Web page code records:
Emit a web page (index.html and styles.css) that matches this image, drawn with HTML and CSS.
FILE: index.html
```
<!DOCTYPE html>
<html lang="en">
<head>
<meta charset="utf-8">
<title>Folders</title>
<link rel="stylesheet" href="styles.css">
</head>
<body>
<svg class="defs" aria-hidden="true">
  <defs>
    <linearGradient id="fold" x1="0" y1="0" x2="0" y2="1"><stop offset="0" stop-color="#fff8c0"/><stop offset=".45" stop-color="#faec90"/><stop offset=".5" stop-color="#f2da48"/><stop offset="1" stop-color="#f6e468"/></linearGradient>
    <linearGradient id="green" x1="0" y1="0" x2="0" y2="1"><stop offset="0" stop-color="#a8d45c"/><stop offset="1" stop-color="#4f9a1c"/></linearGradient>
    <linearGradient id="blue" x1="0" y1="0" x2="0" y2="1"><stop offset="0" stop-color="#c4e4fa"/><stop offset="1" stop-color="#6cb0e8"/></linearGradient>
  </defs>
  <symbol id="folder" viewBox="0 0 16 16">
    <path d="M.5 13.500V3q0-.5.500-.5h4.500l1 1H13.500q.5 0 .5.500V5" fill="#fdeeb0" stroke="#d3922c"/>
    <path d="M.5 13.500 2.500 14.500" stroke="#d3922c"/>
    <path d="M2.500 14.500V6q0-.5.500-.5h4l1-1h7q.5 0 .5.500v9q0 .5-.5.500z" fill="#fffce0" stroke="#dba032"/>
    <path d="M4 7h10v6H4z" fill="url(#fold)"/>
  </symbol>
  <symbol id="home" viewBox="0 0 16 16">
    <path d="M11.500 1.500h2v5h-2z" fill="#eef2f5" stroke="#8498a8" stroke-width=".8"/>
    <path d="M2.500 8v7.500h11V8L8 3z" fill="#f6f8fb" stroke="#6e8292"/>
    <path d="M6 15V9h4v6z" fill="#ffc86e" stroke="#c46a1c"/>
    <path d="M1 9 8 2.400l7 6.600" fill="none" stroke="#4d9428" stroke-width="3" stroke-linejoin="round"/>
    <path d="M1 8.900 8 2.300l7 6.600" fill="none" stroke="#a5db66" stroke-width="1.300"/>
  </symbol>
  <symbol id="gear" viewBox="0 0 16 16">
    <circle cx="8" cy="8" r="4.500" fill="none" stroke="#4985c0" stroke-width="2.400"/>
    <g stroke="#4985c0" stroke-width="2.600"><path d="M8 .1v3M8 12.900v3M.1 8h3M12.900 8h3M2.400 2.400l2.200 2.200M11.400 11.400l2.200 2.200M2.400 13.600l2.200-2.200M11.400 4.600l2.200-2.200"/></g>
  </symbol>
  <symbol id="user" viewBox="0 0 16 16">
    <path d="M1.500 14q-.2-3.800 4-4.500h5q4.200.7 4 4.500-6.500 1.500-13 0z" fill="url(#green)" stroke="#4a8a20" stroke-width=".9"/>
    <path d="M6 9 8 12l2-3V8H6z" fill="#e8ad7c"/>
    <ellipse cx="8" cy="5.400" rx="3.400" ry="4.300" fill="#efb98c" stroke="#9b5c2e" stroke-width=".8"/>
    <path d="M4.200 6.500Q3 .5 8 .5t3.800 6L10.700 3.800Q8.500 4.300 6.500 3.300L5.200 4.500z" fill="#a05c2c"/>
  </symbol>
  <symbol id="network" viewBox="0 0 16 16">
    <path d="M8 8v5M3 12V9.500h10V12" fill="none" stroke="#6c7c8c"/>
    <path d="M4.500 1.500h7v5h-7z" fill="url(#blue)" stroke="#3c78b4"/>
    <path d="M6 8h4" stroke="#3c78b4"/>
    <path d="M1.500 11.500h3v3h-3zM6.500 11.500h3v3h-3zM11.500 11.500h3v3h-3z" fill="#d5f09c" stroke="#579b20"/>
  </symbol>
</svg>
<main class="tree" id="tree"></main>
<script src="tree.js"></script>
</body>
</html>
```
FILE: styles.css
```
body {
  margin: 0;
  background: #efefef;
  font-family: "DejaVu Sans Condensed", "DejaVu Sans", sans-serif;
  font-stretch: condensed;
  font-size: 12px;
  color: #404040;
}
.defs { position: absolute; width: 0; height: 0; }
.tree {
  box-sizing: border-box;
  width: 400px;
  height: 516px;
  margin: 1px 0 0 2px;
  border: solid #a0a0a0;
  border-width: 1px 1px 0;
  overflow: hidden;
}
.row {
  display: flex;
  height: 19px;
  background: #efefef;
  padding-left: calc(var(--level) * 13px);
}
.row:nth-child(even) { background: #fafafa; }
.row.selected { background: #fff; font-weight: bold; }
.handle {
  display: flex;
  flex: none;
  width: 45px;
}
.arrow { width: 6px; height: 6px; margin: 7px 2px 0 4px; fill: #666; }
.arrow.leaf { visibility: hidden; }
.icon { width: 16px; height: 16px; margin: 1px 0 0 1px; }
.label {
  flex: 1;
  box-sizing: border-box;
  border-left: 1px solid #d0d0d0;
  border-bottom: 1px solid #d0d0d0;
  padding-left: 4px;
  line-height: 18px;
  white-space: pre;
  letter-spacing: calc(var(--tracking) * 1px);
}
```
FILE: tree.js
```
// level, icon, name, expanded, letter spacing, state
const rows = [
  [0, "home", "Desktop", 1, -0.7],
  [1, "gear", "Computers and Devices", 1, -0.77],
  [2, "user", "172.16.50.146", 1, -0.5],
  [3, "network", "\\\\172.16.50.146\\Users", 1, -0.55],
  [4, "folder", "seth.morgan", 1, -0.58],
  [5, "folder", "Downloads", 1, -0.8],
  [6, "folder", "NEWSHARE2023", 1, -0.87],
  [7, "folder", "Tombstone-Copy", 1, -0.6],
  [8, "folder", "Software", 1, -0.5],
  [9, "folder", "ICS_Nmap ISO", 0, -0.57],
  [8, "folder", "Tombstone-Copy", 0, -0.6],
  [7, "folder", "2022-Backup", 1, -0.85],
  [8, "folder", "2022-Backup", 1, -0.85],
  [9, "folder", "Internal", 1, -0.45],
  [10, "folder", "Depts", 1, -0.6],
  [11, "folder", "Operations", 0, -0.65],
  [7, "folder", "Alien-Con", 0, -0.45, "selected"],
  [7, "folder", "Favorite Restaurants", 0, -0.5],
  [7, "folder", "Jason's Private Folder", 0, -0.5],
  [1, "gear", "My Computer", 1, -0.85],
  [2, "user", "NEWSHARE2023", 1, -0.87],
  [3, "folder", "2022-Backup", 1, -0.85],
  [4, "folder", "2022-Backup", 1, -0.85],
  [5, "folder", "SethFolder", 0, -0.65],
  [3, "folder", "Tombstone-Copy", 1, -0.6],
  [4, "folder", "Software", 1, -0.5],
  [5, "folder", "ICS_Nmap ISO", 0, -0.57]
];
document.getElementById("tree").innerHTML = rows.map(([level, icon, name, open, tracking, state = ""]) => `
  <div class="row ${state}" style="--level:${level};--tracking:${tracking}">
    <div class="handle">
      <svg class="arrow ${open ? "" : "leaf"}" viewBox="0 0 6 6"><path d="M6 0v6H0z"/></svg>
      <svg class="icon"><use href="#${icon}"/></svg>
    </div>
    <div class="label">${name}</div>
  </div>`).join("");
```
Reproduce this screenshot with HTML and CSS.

Exercise aim:
Repeat every entry exactly, please.

Correct response:
Emit a web page (index.html and styles.css) that matches this image, drawn with HTML and CSS.
FILE: index.html
```
<!DOCTYPE html>
<html lang="en">
<head>
<meta charset="utf-8">
<title>Folders</title>
<link rel="stylesheet" href="styles.css">
</head>
<body>
<svg class="defs" aria-hidden="true">
  <defs>
    <linearGradient id="fold" x1="0" y1="0" x2="0" y2="1"><stop offset="0" stop-color="#fff8c0"/><stop offset=".45" stop-color="#faec90"/><stop offset=".5" stop-color="#f2da48"/><stop offset="1" stop-color="#f6e468"/></linearGradient>
    <linearGradient id="green" x1="0" y1="0" x2="0" y2="1"><stop offset="0" stop-color="#a8d45c"/><stop offset="1" stop-color="#4f9a1c"/></linearGradient>
    <linearGradient id="blue" x1="0" y1="0" x2="0" y2="1"><stop offset="0" stop-color="#c4e4fa"/><stop offset="1" stop-color="#6cb0e8"/></linearGradient>
  </defs>
  <symbol id="folder" viewBox="0 0 16 16">
    <path d="M.5 13.500V3q0-.5.500-.5h4.500l1 1H13.500q.5 0 .5.500V5" fill="#fdeeb0" stroke="#d3922c"/>
    <path d="M.5 13.500 2.500 14.500" stroke="#d3922c"/>
    <path d="M2.500 14.500V6q0-.5.500-.5h4l1-1h7q.5 0 .5.500v9q0 .5-.5.500z" fill="#fffce0" stroke="#dba032"/>
    <path d="M4 7h10v6H4z" fill="url(#fold)"/>
  </symbol>
  <symbol id="home" viewBox="0 0 16 16">
    <path d="M11.500 1.500h2v5h-2z" fill="#eef2f5" stroke="#8498a8" stroke-width=".8"/>
    <path d="M2.500 8v7.500h11V8L8 3z" fill="#f6f8fb" stroke="#6e8292"/>
    <path d="M6 15V9h4v6z" fill="#ffc86e" stroke="#c46a1c"/>
    <path d="M1 9 8 2.400l7 6.600" fill="none" stroke="#4d9428" stroke-width="3" stroke-linejoin="round"/>
    <path d="M1 8.900 8 2.300l7 6.600" fill="none" stroke="#a5db66" stroke-width="1.300"/>
  </symbol>
  <symbol id="gear" viewBox="0 0 16 16">
    <circle cx="8" cy="8" r="4.500" fill="none" stroke="#4985c0" stroke-width="2.400"/>
    <g stroke="#4985c0" stroke-width="2.600"><path d="M8 .1v3M8 12.900v3M.1 8h3M12.900 8h3M2.400 2.400l2.200 2.200M11.400 11.400l2.200 2.200M2.400 13.600l2.200-2.200M11.400 4.600l2.200-2.200"/></g>
  </symbol>
  <symbol id="user" viewBox="0 0 16 16">
    <path d="M1.500 14q-.2-3.800 4-4.500h5q4.200.7 4 4.500-6.500 1.500-13 0z" fill="url(#green)" stroke="#4a8a20" stroke-width=".9"/>
    <path d="M6 9 8 12l2-3V8H6z" fill="#e8ad7c"/>
    <ellipse cx="8" cy="5.400" rx="3.400" ry="4.300" fill="#efb98c" stroke="#9b5c2e" stroke-width=".8"/>
    <path d="M4.200 6.500Q3 .5 8 .5t3.800 6L10.700 3.800Q8.500 4.300 6.500 3.300L5.200 4.500z" fill="#a05c2c"/>
  </symbol>
  <symbol id="network" viewBox="0 0 16 16">
    <path d="M8 8v5M3 12V9.500h10V12" fill="none" stroke="#6c7c8c"/>
    <path d="M4.500 1.500h7v5h-7z" fill="url(#blue)" stroke="#3c78b4"/>
    <path d="M6 8h4" stroke="#3c78b4"/>
    <path d="M1.500 11.500h3v3h-3zM6.500 11.500h3v3h-3zM11.500 11.500h3v3h-3z" fill="#d5f09c" stroke="#579b20"/>
  </symbol>
</svg>
<main class="tree" id="tree"></main>
<script src="tree.js"></script>
</body>
</html>
```
FILE: styles.css
```
body {
  margin: 0;
  background: #efefef;
  font-family: "DejaVu Sans Condensed", "DejaVu Sans", sans-serif;
  font-stretch: condensed;
  font-size: 12px;
  color: #404040;
}
.defs { position: absolute; width: 0; height: 0; }
.tree {
  box-sizing: border-box;
  width: 400px;
  height: 516px;
  margin: 1px 0 0 2px;
  border: solid #a0a0a0;
  border-width: 1px 1px 0;
  overflow: hidden;
}
.row {
  display: flex;
  height: 19px;
  background: #efefef;
  padding-left: calc(var(--level) * 13px);
}
.row:nth-child(even) { background: #fafafa; }
.row.selected { background: #fff; font-weight: bold; }
.handle {
  display: flex;
  flex: none;
  width: 45px;
}
.arrow { width: 6px; height: 6px; margin: 7px 2px 0 4px; fill: #666; }
.arrow.leaf { visibility: hidden; }
.icon { width: 16px; height: 16px; margin: 1px 0 0 1px; }
.label {
  flex: 1;
  box-sizing: border-box;
  border-left: 1px solid #d0d0d0;
  border-bottom: 1px solid #d0d0d0;
  padding-left: 4px;
  line-height: 18px;
  white-space: pre;
  letter-spacing: calc(var(--tracking) * 1px);
}
```
FILE: tree.js
```
// level, icon, name, expanded, letter spacing, state
const rows = [
  [0, "home", "Desktop", 1, -0.7],
  [1, "gear", "Computers and Devices", 1, -0.77],
  [2, "user", "172.16.50.146", 1, -0.5],
  [3, "network", "\\\\172.16.50.146\\Users", 1, -0.55],
  [4, "folder", "seth.morgan", 1, -0.58],
  [5, "folder", "Downloads", 1, -0.8],
  [6, "folder", "NEWSHARE2023", 1, -0.87],
  [7, "folder", "Tombstone-Copy", 1, -0.6],
  [8, "folder", "Software", 1, -0.5],
  [9, "folder", "ICS_Nmap ISO", 0, -0.57],
  [8, "folder", "Tombstone-Copy", 0, -0.6],
  [7, "folder", "2022-Backup", 1, -0.85],
  [8, "folder", "2022-Backup", 1, -0.85],
  [9, "folder", "Internal", 1, -0.45],
  [10, "folder", "Depts", 1, -0.6],
  [11, "folder", "Operations", 0, -0.65],
  [7, "folder", "Alien-Con", 0, -0.45, "selected"],
  [7, "folder", "Favorite Restaurants", 0, -0.5],
  [7, "folder", "Jason's Private Folder", 0, -0.5],
  [1, "gear", "My Computer", 1, -0.85],
  [2, "user", "NEWSHARE2023", 1, -0.87],
  [3, "folder", "2022-Backup", 1, -0.85],
  [4, "folder", "2022-Backup", 1, -0.85],
  [5, "folder", "SethFolder", 0, -0.65],
  [3, "folder", "Tombstone-Copy", 1, -0.6],
  [4, "folder", "Software", 1, -0.5],
  [5, "folder", "ICS_Nmap ISO", 0, -0.57]
];
document.getElementById("tree").innerHTML = rows.map(([level, icon, name, open, tracking, state = ""]) => `
  <div class="row ${state}" style="--level:${level};--tracking:${tracking}">
    <div class="handle">
      <svg class="arrow ${open ? "" : "leaf"}" viewBox="0 0 6 6"><path d="M6 0v6H0z"/></svg>
      <svg class="icon"><use href="#${icon}"/></svg>
    </div>
    <div class="label">${name}</div>
  </div>`).join("");
```
Reproduce this screenshot with HTML and CSS.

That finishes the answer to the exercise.